Hercules was famous, and lived a very public life. In today’s world, social networking permits everyone to live a public life, famous or not. What damage he did to people, Hercules did in person. How is that different from doing damage to others anonymously over social networks?
The process is designed to “heat up and cool off” peer discussions about issues of identity and belonging, group bullying, class and race discrimination, honesty versus dishonesty, snap judgments, love and abuse, powerlessness, male and female roles, absent parents, cheating, gay and straight, unfairness and injustice, and other issues that trouble kids. These Interpretive Questions heat up the conversation, and the Content Questions, administered at the discretion of the adult facilitator, are there to redirect and cool it down. This reflective process, as well as the story itself, takes time to experience and digest and no immediate, testable results are either expected or encouraged. Just facilitated discussions among the kids. In other words, it gets them thinking. The rest is up to their innate humanity, informed by the opinions of their peers. That and Hercules’ tragic example.
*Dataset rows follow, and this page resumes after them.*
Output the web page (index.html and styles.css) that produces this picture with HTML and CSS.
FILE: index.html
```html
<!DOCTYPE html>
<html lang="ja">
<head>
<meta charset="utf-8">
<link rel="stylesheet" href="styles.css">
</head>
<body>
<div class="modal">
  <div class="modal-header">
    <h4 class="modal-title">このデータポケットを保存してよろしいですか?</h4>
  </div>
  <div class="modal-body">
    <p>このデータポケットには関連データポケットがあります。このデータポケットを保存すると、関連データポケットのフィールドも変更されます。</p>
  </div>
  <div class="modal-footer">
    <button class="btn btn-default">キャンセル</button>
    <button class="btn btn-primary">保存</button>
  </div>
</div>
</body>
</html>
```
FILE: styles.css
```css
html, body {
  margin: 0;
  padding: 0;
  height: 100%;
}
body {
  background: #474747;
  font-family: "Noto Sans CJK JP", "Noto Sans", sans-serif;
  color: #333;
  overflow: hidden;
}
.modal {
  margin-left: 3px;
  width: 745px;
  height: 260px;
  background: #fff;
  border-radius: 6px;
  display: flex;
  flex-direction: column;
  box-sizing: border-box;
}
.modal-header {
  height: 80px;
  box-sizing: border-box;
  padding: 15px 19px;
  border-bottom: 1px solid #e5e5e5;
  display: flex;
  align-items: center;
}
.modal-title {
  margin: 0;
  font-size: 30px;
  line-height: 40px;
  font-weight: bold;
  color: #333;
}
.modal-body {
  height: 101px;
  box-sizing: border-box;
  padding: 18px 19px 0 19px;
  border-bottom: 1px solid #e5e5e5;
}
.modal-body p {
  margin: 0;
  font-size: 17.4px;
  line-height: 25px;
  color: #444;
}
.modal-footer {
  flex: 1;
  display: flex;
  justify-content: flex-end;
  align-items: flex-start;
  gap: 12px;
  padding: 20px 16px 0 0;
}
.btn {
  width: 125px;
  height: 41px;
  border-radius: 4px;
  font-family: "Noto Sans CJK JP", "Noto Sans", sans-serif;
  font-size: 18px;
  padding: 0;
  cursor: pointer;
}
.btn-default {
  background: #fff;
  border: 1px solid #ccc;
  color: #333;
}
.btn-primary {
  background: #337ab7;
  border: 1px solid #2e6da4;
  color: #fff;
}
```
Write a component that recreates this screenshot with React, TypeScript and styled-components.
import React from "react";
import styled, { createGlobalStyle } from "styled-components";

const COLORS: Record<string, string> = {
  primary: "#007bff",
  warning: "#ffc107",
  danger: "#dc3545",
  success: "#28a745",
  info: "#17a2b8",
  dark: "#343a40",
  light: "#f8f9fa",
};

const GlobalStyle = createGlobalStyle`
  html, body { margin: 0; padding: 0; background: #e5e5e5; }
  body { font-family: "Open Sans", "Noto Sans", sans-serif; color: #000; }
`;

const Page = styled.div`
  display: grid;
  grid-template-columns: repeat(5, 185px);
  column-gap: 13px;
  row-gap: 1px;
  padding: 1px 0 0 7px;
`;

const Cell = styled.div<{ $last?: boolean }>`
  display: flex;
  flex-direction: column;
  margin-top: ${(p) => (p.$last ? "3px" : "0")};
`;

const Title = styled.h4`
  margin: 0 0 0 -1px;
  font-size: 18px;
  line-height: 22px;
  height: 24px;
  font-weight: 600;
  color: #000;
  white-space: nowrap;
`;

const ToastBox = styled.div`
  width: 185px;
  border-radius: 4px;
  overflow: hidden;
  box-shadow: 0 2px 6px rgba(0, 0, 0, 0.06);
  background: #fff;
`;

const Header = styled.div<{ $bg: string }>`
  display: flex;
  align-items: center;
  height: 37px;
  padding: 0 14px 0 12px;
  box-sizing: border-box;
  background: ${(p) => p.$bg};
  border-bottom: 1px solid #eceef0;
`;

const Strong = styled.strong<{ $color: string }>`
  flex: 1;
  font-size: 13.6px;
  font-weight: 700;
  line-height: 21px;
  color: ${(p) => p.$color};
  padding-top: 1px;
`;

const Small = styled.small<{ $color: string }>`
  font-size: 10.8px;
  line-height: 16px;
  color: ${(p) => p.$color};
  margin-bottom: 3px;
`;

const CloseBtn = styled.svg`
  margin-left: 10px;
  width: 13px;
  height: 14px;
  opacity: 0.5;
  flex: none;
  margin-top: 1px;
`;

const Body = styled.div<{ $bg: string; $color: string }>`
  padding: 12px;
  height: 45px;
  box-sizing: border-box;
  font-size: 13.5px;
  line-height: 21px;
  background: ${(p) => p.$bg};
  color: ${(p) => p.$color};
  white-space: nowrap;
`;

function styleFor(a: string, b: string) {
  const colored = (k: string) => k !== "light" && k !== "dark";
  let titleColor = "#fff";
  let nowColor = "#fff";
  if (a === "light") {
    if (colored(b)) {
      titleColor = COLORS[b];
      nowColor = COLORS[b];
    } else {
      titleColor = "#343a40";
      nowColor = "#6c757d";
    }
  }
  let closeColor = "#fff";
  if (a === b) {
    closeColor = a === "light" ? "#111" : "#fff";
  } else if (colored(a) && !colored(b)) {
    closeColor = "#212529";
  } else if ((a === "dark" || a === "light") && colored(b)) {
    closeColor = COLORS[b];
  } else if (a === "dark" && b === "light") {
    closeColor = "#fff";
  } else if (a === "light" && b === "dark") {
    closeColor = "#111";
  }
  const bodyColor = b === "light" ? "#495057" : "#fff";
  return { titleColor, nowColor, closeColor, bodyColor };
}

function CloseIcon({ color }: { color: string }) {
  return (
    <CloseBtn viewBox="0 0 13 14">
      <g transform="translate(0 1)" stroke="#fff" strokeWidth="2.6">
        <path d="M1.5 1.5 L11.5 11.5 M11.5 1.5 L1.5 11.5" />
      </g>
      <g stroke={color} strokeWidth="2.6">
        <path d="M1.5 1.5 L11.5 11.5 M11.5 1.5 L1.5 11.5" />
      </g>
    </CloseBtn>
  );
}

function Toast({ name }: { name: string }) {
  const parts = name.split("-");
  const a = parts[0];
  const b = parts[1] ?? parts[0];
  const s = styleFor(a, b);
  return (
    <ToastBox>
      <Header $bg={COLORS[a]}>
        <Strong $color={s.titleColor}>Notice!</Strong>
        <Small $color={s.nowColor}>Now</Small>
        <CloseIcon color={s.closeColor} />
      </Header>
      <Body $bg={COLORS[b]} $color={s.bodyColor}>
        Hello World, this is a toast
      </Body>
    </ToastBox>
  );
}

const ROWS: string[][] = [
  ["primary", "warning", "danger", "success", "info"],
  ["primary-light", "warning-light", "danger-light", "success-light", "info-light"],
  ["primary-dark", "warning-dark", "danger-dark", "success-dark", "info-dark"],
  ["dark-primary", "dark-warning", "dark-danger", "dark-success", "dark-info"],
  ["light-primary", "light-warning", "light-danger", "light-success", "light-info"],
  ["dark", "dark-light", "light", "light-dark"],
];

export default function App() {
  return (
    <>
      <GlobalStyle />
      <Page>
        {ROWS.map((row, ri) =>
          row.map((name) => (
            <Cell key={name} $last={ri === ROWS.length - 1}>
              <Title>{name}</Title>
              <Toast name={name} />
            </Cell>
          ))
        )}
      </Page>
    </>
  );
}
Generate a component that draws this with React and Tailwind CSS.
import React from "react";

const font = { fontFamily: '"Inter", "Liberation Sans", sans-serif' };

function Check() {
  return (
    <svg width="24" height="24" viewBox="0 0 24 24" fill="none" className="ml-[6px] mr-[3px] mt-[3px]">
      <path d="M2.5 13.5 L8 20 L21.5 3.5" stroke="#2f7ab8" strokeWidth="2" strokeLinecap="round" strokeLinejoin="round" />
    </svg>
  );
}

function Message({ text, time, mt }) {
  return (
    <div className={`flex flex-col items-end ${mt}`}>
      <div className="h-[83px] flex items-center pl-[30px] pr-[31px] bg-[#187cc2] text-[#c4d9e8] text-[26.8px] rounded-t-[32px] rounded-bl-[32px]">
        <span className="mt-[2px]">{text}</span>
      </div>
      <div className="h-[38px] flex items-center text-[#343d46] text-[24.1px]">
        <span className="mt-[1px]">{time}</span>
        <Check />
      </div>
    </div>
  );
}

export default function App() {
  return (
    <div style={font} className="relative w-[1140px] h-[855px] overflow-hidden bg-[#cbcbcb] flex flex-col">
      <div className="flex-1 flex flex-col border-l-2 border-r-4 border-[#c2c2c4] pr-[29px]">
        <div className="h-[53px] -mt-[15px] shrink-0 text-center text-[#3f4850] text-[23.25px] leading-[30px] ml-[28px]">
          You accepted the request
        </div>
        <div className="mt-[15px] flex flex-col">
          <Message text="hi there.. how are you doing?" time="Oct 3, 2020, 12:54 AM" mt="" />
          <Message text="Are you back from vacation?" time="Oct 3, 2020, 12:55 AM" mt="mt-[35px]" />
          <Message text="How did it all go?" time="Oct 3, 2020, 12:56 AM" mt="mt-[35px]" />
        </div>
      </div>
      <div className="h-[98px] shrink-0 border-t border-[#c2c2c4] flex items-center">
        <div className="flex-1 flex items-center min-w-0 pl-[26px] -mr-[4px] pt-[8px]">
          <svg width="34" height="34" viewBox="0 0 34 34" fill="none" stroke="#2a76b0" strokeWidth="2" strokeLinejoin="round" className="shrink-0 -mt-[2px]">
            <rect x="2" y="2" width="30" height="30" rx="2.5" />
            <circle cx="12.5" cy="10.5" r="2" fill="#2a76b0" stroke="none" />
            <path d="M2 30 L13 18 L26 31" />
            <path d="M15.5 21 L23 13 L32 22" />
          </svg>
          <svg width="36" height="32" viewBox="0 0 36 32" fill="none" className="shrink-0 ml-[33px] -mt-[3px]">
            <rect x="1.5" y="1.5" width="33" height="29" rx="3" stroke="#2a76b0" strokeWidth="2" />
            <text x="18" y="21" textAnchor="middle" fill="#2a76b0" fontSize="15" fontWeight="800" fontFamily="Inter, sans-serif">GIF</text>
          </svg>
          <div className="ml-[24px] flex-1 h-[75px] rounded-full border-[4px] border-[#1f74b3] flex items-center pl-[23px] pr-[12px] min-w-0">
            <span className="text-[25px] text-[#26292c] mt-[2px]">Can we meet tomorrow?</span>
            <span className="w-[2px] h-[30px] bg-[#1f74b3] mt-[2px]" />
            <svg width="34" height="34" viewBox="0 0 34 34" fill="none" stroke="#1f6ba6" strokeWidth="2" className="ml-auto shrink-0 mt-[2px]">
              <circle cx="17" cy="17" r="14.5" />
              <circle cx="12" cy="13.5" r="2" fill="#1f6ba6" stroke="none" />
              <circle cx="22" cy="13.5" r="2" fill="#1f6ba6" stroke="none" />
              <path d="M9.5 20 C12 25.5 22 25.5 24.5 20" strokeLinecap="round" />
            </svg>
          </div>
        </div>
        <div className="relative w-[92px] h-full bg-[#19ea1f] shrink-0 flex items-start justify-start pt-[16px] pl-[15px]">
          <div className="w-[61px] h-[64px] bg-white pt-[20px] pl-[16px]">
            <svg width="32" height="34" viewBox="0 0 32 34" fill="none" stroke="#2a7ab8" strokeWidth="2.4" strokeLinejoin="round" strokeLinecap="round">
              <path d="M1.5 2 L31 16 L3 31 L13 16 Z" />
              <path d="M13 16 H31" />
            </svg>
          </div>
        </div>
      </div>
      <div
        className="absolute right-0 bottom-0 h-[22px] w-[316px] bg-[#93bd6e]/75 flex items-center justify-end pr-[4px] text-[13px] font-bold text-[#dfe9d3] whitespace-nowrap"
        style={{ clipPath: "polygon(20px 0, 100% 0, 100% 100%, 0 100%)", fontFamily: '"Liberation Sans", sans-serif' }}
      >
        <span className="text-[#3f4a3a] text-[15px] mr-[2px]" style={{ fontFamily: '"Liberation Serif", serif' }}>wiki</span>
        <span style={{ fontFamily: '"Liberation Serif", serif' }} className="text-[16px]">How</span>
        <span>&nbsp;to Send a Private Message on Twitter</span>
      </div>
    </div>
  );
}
As an aside, the child psychiatrist also cautioned that by eliciting answers to some of the Interpretive Questions the process might well cause emotional crises in certain unstable students, and to be cautious about that. In the User’s Guide is a section titled, “If Counseling is Necessary.”
Beta learning materials for Young Hercules: The Legendary Bully, A Program for Learning Empathy are now available online at no cost for testing and review by parents, educators, corrections officials, counselors and clergy, and for further examination by anti-bullying experts. They include the User’s Guide, over 100 Questions and a complete Audio Script of the Hercules story. Test facilitators are invited to develop evaluation tools and to suggest improvements to the program. The 100-minute Audio is available at minimal cost, either as 2 CD’s or a download. Visit www.oddsbodkin.net.
Initial endorsements for the program include, notably, the following from Susan Swearer, Ph.D., Professor of School Psychology and Licensed Psychologist at the University of Nebraska-Lincoln, affiliated with the Bullying Research Network and Target Bullying Research Lab, and a respected anti-bullying expert:
“Young Hercules: The Legendary Bully,” told by master storyteller and musician, Odds Bodkin, provides middle and high school teachers and students with a unique approach to discussing issues of bullying, power, misunderstanding, and the complexity of relationships. Through their immersion in Hercules’ tale and the follow-up discussion questions, students can learn alternative ways of interacting with one another and can experience first-hand a life-changing tale.”
It is difficult to expect bullies to change or for kids who are basically kind to stay that way unless someone gives them a chance to imagine what happens to a bullying hero who, just possibly, isn’t a hero at all.